**PROBLEM REQUIREMENTS**
Copy each line that contains the word "React".

[Interface markup and scripts]
····················

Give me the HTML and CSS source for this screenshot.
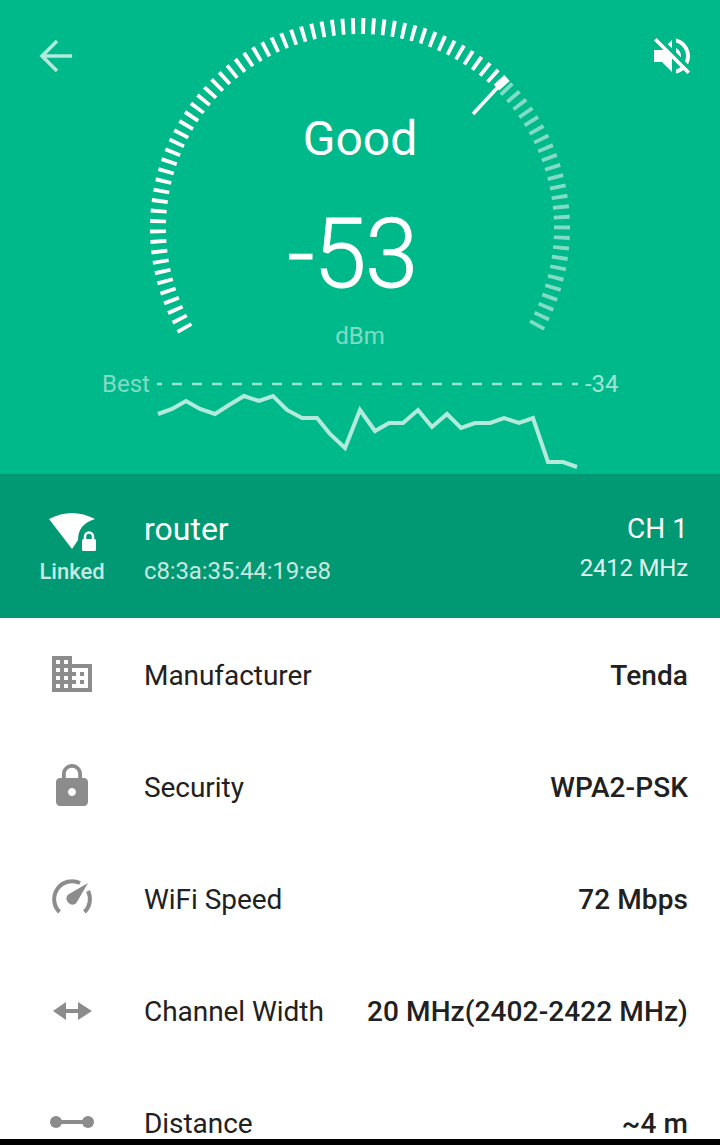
FILE: index.html
```html
<!DOCTYPE html>
<html lang="en">
<head>
  <meta charset="UTF-8" />
  <meta name="viewport" content="width=device-width, initial-scale=1.0"/>
  <title>Signal detail</title>
  <link rel="stylesheet" href="styles.css">
</head>
<body>

  <div class="app">
    <header class="signal">
      <!-- gauge dial: arcs are dashed so each dash reads as one tick -->
      <svg class="dial" width="720" height="360" viewBox="0 0 720 360">
        <path class="ticks ticks-on" d="M185.4 329.6 A202 202 0 0 1 496.5 79.1"/>
        <path class="ticks ticks-off" d="M505.3 87.7 A202 202 0 0 1 535.8 327.5"/>
        <line class="needle-head" x1="507" y1="78" x2="496.5" y2="87.5"/>
        <line class="needle" x1="498" y1="87" x2="473" y2="114"/>
      </svg>

      <div class="top-bar">
        <svg class="icon back" width="48" height="48" viewBox="0 0 48 48">
          <path d="M40 24H10M25 9L10 24L25 39"/>
        </svg>
        <svg class="icon mute" width="48" height="48" viewBox="0 0 24 24">
          <path d="M16.5 12c0-1.77-1.02-3.29-2.5-4.03v2.21l2.45 2.45c.03-.2.05-.41.05-.63zm2.5 0c0 .94-.2 1.82-.54 2.64l1.51 1.51C20.63 14.91 21 13.5 21 12c0-4.28-2.99-7.86-7-8.77v2.06c2.89.86 5 3.54 5 6.71zM4.27 3L3 4.27 7.73 9H3v6h4l5 5v-6.73l4.25 4.25c-.67.52-1.42.93-2.25 1.18v2.06c1.38-.31 2.63-.95 3.69-1.81L19.73 21 21 19.73l-9-9L4.27 3zM12 4L9.91 6.09 12 8.18V4z"/>
        </svg>
      </div>

      <div class="readout">
        <div class="quality">Good</div>
        <div class="value">-53</div>
        <div class="unit">dBm</div>
      </div>

      <div class="best">
        <span class="best-label">Best</span>
        <svg class="best-line" width="421" height="4" viewBox="0 0 421 4">
          <line x1="0" y1="2" x2="421" y2="2"/>
        </svg>
        <span class="best-value">-34</span>
      </div>

      <svg class="history" width="720" height="92" viewBox="0 390 720 92">
        <polyline points="158,413 172,408 186,400 200,408 215,413 229,404 244,395 259,400 273,395 287,409 302,417 317,417 330,433 345,447 360,409 375,430 389,422 403,422 418,409 432,426 447,413 461,427 475,422 490,422 504,417 519,422 533,417 548,461 563,461 577,466"/>
      </svg>
    </header>

    <section class="network">
      <div class="link-state">
        <svg class="wifi" width="48" height="40" viewBox="48 512 48 40">
          <path class="fan" d="M72 549L49 519Q72 507 95 519Q78 524 78 540Z"/>
          <rect class="lock-body" x="82" y="539" width="14" height="12" rx="1.5"/>
          <path class="lock-loop" d="M85 540V536.5a4 4 0 0 1 8 0V540"/>
        </svg>
        <span class="link-label">Linked</span>
      </div>
      <div class="network-name">
        <div class="ssid">router</div>
        <div class="mac">c8:3a:35:44:19:e8</div>
      </div>
      <div class="channel">
        <div class="channel-no">CH 1</div>
        <div class="channel-freq">2412 MHz</div>
      </div>
    </section>

    <ul class="details">
      <li class="row">
        <svg class="row-icon" width="48" height="48" viewBox="0 0 24 24">
          <path d="M12 7V3H2v18h20V7H12zM6 19H4v-2h2v2zm0-4H4v-2h2v2zm0-4H4V9h2v2zm0-4H4V5h2v2zm4 12H8v-2h2v2zm0-4H8v-2h2v2zm0-4H8V9h2v2zm0-4H8V5h2v2zm10 12h-8v-2h2v-2h-2v-2h2v-2h-2V9h8v10zm-2-8h-2v2h2v-2zm0 4h-2v2h2v-2z"/>
        </svg>
        <span class="row-label">Manufacturer</span>
        <span class="row-value">Tenda</span>
      </li>
      <li class="row">
        <svg class="row-icon" width="48" height="48" viewBox="0 0 24 24">
          <path d="M18 8h-1V6c0-2.76-2.24-5-5-5S7 3.24 7 6v2H6c-1.1 0-2 .9-2 2v10c0 1.1.9 2 2 2h12c1.1 0 2-.9 2-2V10c0-1.1-.9-2-2-2zm-6 9c-1.1 0-2-.9-2-2s.9-2 2-2 2 .9 2 2-.9 2-2 2zm3.1-9H8.9V6c0-1.71 1.39-3.1 3.1-3.1 1.71 0 3.1 1.39 3.1 3.1v2z"/>
        </svg>
        <span class="row-label">Security</span>
        <span class="row-value">WPA2-PSK</span>
      </li>
      <li class="row">
        <svg class="row-icon" width="48" height="48" viewBox="0 0 48 48">
          <path class="gauge-arc" d="M11.5 38A18 18 0 0 1 32 9M40 17A18 18 0 0 1 36.5 38"/>
          <path d="M40 9L28.2 29.2A6 6 0 0 1 19.8 20.8Z"/>
        </svg>
        <span class="row-label">WiFi Speed</span>
        <span class="row-value">72 Mbps</span>
      </li>
      <li class="row">
        <svg class="row-icon" width="48" height="48" viewBox="0 0 48 48">
          <polygon points="5,25 18,16 18,23 30,23 30,16 44,25 30,34 30,27 18,27 18,34"/>
        </svg>
        <span class="row-label">Channel Width</span>
        <span class="row-value">20 MHz(2402-2422 MHz)</span>
      </li>
      <li class="row">
        <svg class="row-icon" width="48" height="48" viewBox="0 0 48 48">
          <circle cx="8" cy="24" r="6"/>
          <circle cx="40" cy="24" r="6"/>
          <rect x="8" y="22" width="32" height="4"/>
        </svg>
        <span class="row-label">Distance</span>
        <span class="row-value">~4 m</span>
      </li>
    </ul>
  </div>

</body>
</html>
```
FILE: styles.css
```css
* {
  box-sizing: border-box;
}

html, body {
  height: 100%;
}

body {
  margin: 0;
  padding: 0;
  background-color: #000;
  font-family: Roboto, 'Noto Sans', sans-serif;
  overflow: hidden;
}

.app {
  height: 1139px;
  overflow: hidden;
  background-color: #fff;
  display: flex;
  flex-direction: column;
}

/* top green area */
.signal {
  position: relative;
  flex: none;
  height: 474px;
  background-color: #00b98b;
  color: #fff;
}

.dial {
  position: absolute;
  top: 0;
  left: 0;
}

.ticks {
  fill: none;
  stroke-width: 16;
}

.ticks-on {
  stroke: #fff;
  stroke-dasharray: 3.8 6.32;
}

.ticks-off {
  stroke: rgba(255, 255, 255, 0.5);
  stroke-dasharray: 3.8 6.37;
}

.needle-head {
  stroke: #fff;
  stroke-width: 8;
}

.needle {
  stroke: #fff;
  stroke-width: 3.5;
}

.top-bar {
  position: absolute;
  top: 32px;
  left: 32px;
  right: 24px;
  display: flex;
  justify-content: space-between;
}

.icon {
  display: block;
}

.back path {
  fill: none;
  stroke: rgba(255, 255, 255, 0.7);
  stroke-width: 3.5;
}

.mute path {
  fill: #fff;
}

.readout {
  position: relative;
  padding-top: 107px;
  display: flex;
  flex-direction: column;
  align-items: center;
}

.quality {
  font-size: 48px;
  line-height: 64px;
}

.value {
  font-size: 96px;
  font-weight: 300;
  letter-spacing: -1.5px;
  -webkit-text-stroke: 0.8px #fff;
  line-height: 112px;
  margin-top: 27px;
  margin-right: 16px;
}

.unit {
  font-size: 24px;
  line-height: 28px;
  margin-top: 12px;
  color: rgba(255, 255, 255, 0.5);
}

.best {
  position: relative;
  display: flex;
  align-items: center;
  margin-top: 27px;
  padding-left: 102px;
  font-size: 24px;
  line-height: 14px;
  color: rgba(255, 255, 255, 0.5);
}

.best-line {
  margin-left: 7px;
}

.best-line line {
  stroke: rgba(255, 255, 255, 0.6);
  stroke-width: 2.5;
  stroke-dasharray: 10 10;
  stroke-dashoffset: 5;
}

.best-value {
  margin-left: 7px;
  color: rgba(255, 255, 255, 0.65);
}

.history {
  display: block;
  position: relative;
}

.history polyline {
  fill: none;
  stroke: rgba(255, 255, 255, 0.7);
  stroke-width: 4;
}

/* darker band with the network */
.network {
  flex: none;
  height: 144px;
  background-color: #009974;
  color: #fff;
  display: flex;
  align-items: center;
  padding: 0 32px;
}

.link-state {
  width: 80px;
  flex: none;
  display: flex;
  flex-direction: column;
  align-items: center;
  padding-top: 4px;
}

.wifi {
  display: block;
}

.fan, .lock-body {
  fill: #fff;
}

.lock-loop {
  fill: none;
  stroke: #fff;
  stroke-width: 2.5;
}

.link-label {
  font-size: 22px;
  font-weight: 500;
  line-height: 26px;
  margin-top: 7px;
  color: rgba(255, 255, 255, 0.8);
}

.network-name {
  margin-left: 32px;
  flex: 1;
  padding-top: 2px;
}

.ssid {
  font-size: 32px;
  line-height: 40px;
}

.mac {
  font-size: 24px;
  letter-spacing: -0.12px;
  line-height: 30px;
  margin-top: 7px;
  color: rgba(255, 255, 255, 0.8);
}

.channel {
  text-align: right;
  padding-top: 3px;
}

.channel-no {
  font-size: 28px;
  line-height: 32px;
}

.channel-freq {
  font-size: 24px;
  letter-spacing: -0.2px;
  line-height: 30px;
  margin-top: 8px;
  color: rgba(255, 255, 255, 0.9);
}

/* white list */
.details {
  list-style: none;
  margin: 0;
  padding: 0;
  flex: none;
}

.row {
  height: 112px;
  display: flex;
  align-items: center;
  padding: 0 32px 0 48px;
  font-size: 28px;
  color: #212121;
}

.row-icon {
  flex: none;
  fill: #8c8c8c;
}

.gauge-arc {
  fill: none;
  stroke: #8c8c8c;
  stroke-width: 4;
}

.row-label {
  margin-left: 48px;
  flex: 1;
  letter-spacing: -0.05px;
  padding-top: 2px;
}

.row-value {
  font-weight: 500;
  letter-spacing: 0.1px;
  padding-top: 2px;
}
```
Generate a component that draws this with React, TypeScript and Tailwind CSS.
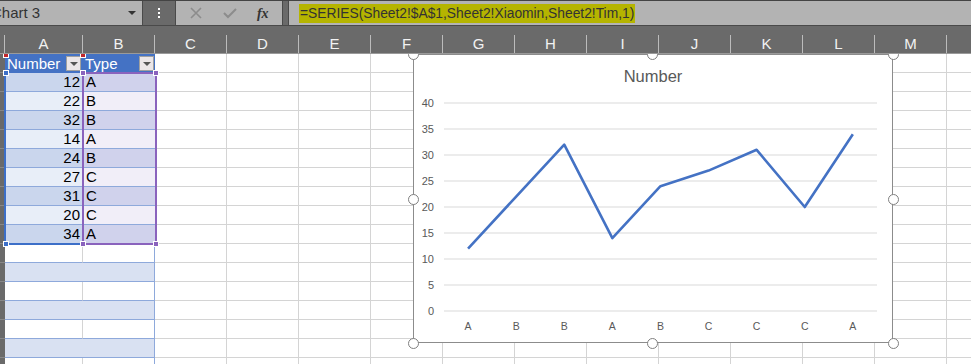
import React from 'react'

const numbers = [12, 22, 32, 14, 24, 27, 31, 20, 34]
const types = ['A', 'B', 'B', 'A', 'B', 'C', 'C', 'C', 'A']
const letters = ['C', 'D', 'E', 'F', 'G', 'H', 'I', 'J', 'K', 'L', 'M']

function TopBar() {
  return (
    <div className="h-[26px] bg-[#6a6a6a] border-t border-[#444] border-b border-b-[#4a4a4a] flex items-stretch">
      {/* Name box */}
      <div className="w-[143px] bg-[#b3b3b3] border-r border-[#4a4a4a] flex items-center overflow-hidden">
        <span className="ml-[-9px] text-[15px] text-[#333] flex-1 whitespace-nowrap">Chart 3</span>
        <span className="w-0 h-0 mr-[6px] border-l-[4px] border-r-[4px] border-t-[4px] border-l-transparent border-r-transparent border-t-[#333]" />
      </div>
      <div className="w-[32px] flex flex-col items-center justify-center gap-[2px]">
        <span className="w-[2px] h-[2px] bg-white" />
        <span className="w-[2px] h-[2px] bg-white" />
        <span className="w-[2px] h-[2px] bg-white" />
      </div>
      {/* Formula buttons */}
      <div className="w-[108px] bg-[#b3b3b3] border-x border-[#4a4a4a] flex items-center justify-around px-[4px]">
        <svg width="14" height="14" viewBox="0 0 14 14">
          <path d="M2 2 L12 12 M12 2 L2 12" stroke="#8c8c8c" strokeWidth="1.6" />
        </svg>
        <svg width="16" height="14" viewBox="0 0 16 14">
          <path d="M2 7 L6 11 L14 3" stroke="#8c8c8c" strokeWidth="2" fill="none" />
        </svg>
        <span className="font-['Liberation_Serif',serif] italic text-[14px] text-[#333] font-bold">fx</span>
      </div>
      <div className="w-[5px]" />
      {/* Formula input */}
      <div className="flex-1 bg-[#b3b3b3] border-l border-[#4a4a4a] flex items-center pl-[10px]">
        <span className="bg-[#b5b400] text-[#333] text-[13.8px] leading-[19px] px-[1px] whitespace-nowrap">
          =SERIES(Sheet2!$A$1,Sheet2!Xiaomin,Sheet2!Tim,1)
        </span>
      </div>
    </div>
  )
}

function ColumnHeader() {
  return (
    <div className="h-[28px] bg-[#6a6a6a] flex items-end border-b border-[#9a9a9a]">
      <div className="w-[5px] h-[18px] border-r border-[#bcbcbc]" />
      <div className="w-[78px] h-[18px] border-r border-[#bcbcbc] flex items-center justify-center text-[15px] text-[#f2f2f2]">A</div>
      <div className="w-[72px] h-[18px] border-r border-[#bcbcbc] flex items-center justify-center text-[15px] text-[#f2f2f2]">B</div>
      {letters.map((l) => (
        <div key={l} className="w-[72px] h-[18px] border-r border-[#bcbcbc] flex items-center justify-center text-[15px] text-[#f2f2f2]">
          {l}
        </div>
      ))}
      <div className="flex-1 h-[18px]" />
    </div>
  )
}

function Dropdown() {
  return (
    <span className="w-[15px] h-[15px] bg-[#ebe6e8] border border-[#a0a0a0] flex items-center justify-center">
      <span className="w-0 h-0 border-l-[4px] border-r-[4px] border-t-[4px] border-l-transparent border-r-transparent border-t-[#555]" />
    </span>
  )
}

function PlainCells() {
  return (
    <>
      {letters.map((l) => (
        <div key={l} className="w-[72px] border-r border-b border-[#d4d4d4]" />
      ))}
      <div className="flex-1 border-b border-[#d4d4d4]" />
    </>
  )
}

function Row({ r }: { r: number }) {
  let ab: React.ReactNode
  if (r === 0) {
    ab = (
      <>
        <div className="w-[78px] bg-[#4472c4] text-white flex items-center justify-between pl-[2px] pr-[2px]">
          <span>Number</span>
          <Dropdown />
        </div>
        <div className="w-[72px] bg-[#4472c4] text-white flex items-center justify-between pl-[2px] pr-[1px]">
          <span>Type</span>
          <Dropdown />
        </div>
      </>
    )
  } else if (r <= 9) {
    const odd = r % 2 === 1
    ab = (
      <>
        <div className={`w-[78px] border-b border-[#8ea9db] text-right pr-[3px] ${odd ? 'bg-[#cad6ed]' : 'bg-[#e8eef8]'}`}>
          {numbers[r - 1]}
        </div>
        <div className={`w-[72px] border-b border-[#8ea9db] pl-[3px] ${odd ? 'bg-[#d0d2ec]' : 'bg-[#f1eef8]'}`}>
          {types[r - 1]}
        </div>
      </>
    )
  } else if (r % 2 === 1) {
    ab = <div className="w-[150px] bg-[#d9e1f2] border-b border-r border-[#8ea9db]" />
  } else {
    ab = (
      <>
        <div className="w-[78px] border-b border-r border-b-[#8ea9db] border-r-[#d4d4d4]" />
        <div className="w-[72px] border-b border-r border-[#8ea9db]" />
      </>
    )
  }
  return (
    <div className="h-[19px] flex text-[15px] leading-[18px] text-black shrink-0">
      <div className="w-[5px] bg-[#6a6a6a] border-b border-[#888]" />
      {ab}
      <PlainCells />
    </div>
  )
}

function Handle({ x, y, color }: { x: number; y: number; color: string }) {
  return (
    <span
      className="absolute w-[6px] h-[6px] border border-white"
      style={{ left: x - 3, top: y - 3, background: color }}
    />
  )
}

function Chart() {
  const x0 = 31
  const step = 48.1
  const yOf = (v: number) => 257 - 5.2 * v
  const pts = numbers.map((v, i) => `${x0 + step / 2 + step * i},${yOf(v)}`).join(' ')
  const ticks = [40, 35, 30, 25, 20, 15, 10, 5, 0]
  const knobs = [
    [0, 0], [239, 0], [480, 0],
    [0, 145], [480, 145],
    [0, 289], [239, 289], [480, 289],
  ]
  return (
    <div className="absolute left-[413px] top-0 w-[480px] h-[289px]">
      <div className="w-full h-full bg-white border border-[#8c8c8c]">
        <svg width="478" height="287" viewBox="1 1 478 287" className="block">
          <text x="240" y="28" textAnchor="middle" fontSize="16.5" fill="#595959" fontFamily="Liberation Sans, Arial, sans-serif">
            Number
          </text>
          {ticks.map((t) => (
            <g key={t}>
              <line x1={x0} x2="464" y1={yOf(t)} y2={yOf(t)} stroke="#d9d9d9" strokeWidth="1" />
              <text x="21" y={yOf(t) + 4} textAnchor="end" fontSize="11" fill="#595959" fontFamily="Liberation Sans, Arial, sans-serif">
                {t}
              </text>
            </g>
          ))}
          {types.map((c, i) => (
            <text key={i} x={x0 + step / 2 + step * i} y="276" textAnchor="middle" fontSize="10.5" fill="#595959" fontFamily="Liberation Sans, Arial, sans-serif">
              {c}
            </text>
          ))}
          <polyline points={pts} fill="none" stroke="#4472c4" strokeWidth="2.6" strokeLinejoin="round" />
        </svg>
      </div>
      {knobs.map(([x, y], i) => (
        <span
          key={i}
          className="absolute w-[11px] h-[11px] rounded-full bg-white border-[1.5px] border-[#7f7f7f]"
          style={{ left: x - 5.5, top: y - 5.5 }}
        />
      ))}
    </div>
  )
}

export default function App() {
  const rows = Array.from({ length: 17 }, (_, i) => i)
  return (
    <div className="w-[971px] h-[364px] overflow-hidden bg-white font-['Liberation_Sans',Arial,sans-serif]">
      <TopBar />
      <ColumnHeader />
      <div className="relative h-[310px] overflow-hidden">
        {rows.map((r) => (
          <Row key={r} r={r} />
        ))}

        {/* series value range (blue) and category range (purple) */}
        <div className="absolute left-[4px] top-[18px] w-[80px] h-[173px] border-b-2 border-l-2 border-[#3c6fc8]" />
        <div className="absolute left-[82px] top-[18px] w-[75px] h-[173px] border-2 border-[#8a63bd]" />
        <Handle x={6} y={1} color="#c0262b" />
        <Handle x={83} y={1} color="#c0262b" />
        <Handle x={6} y={19} color="#3c6fc8" />
        <Handle x={6} y={190} color="#3c6fc8" />
        <Handle x={83} y={19} color="#8a63bd" />
        <Handle x={156} y={19} color="#8a63bd" />
        <Handle x={83} y={190} color="#8a63bd" />
        <Handle x={156} y={190} color="#8a63bd" />

        <Chart />
      </div>
    </div>
  )
}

····················

**FULL OUTPUT**
Generate a component that draws this with React, TypeScript and Tailwind CSS.
import React from 'react'
  let ab: React.ReactNode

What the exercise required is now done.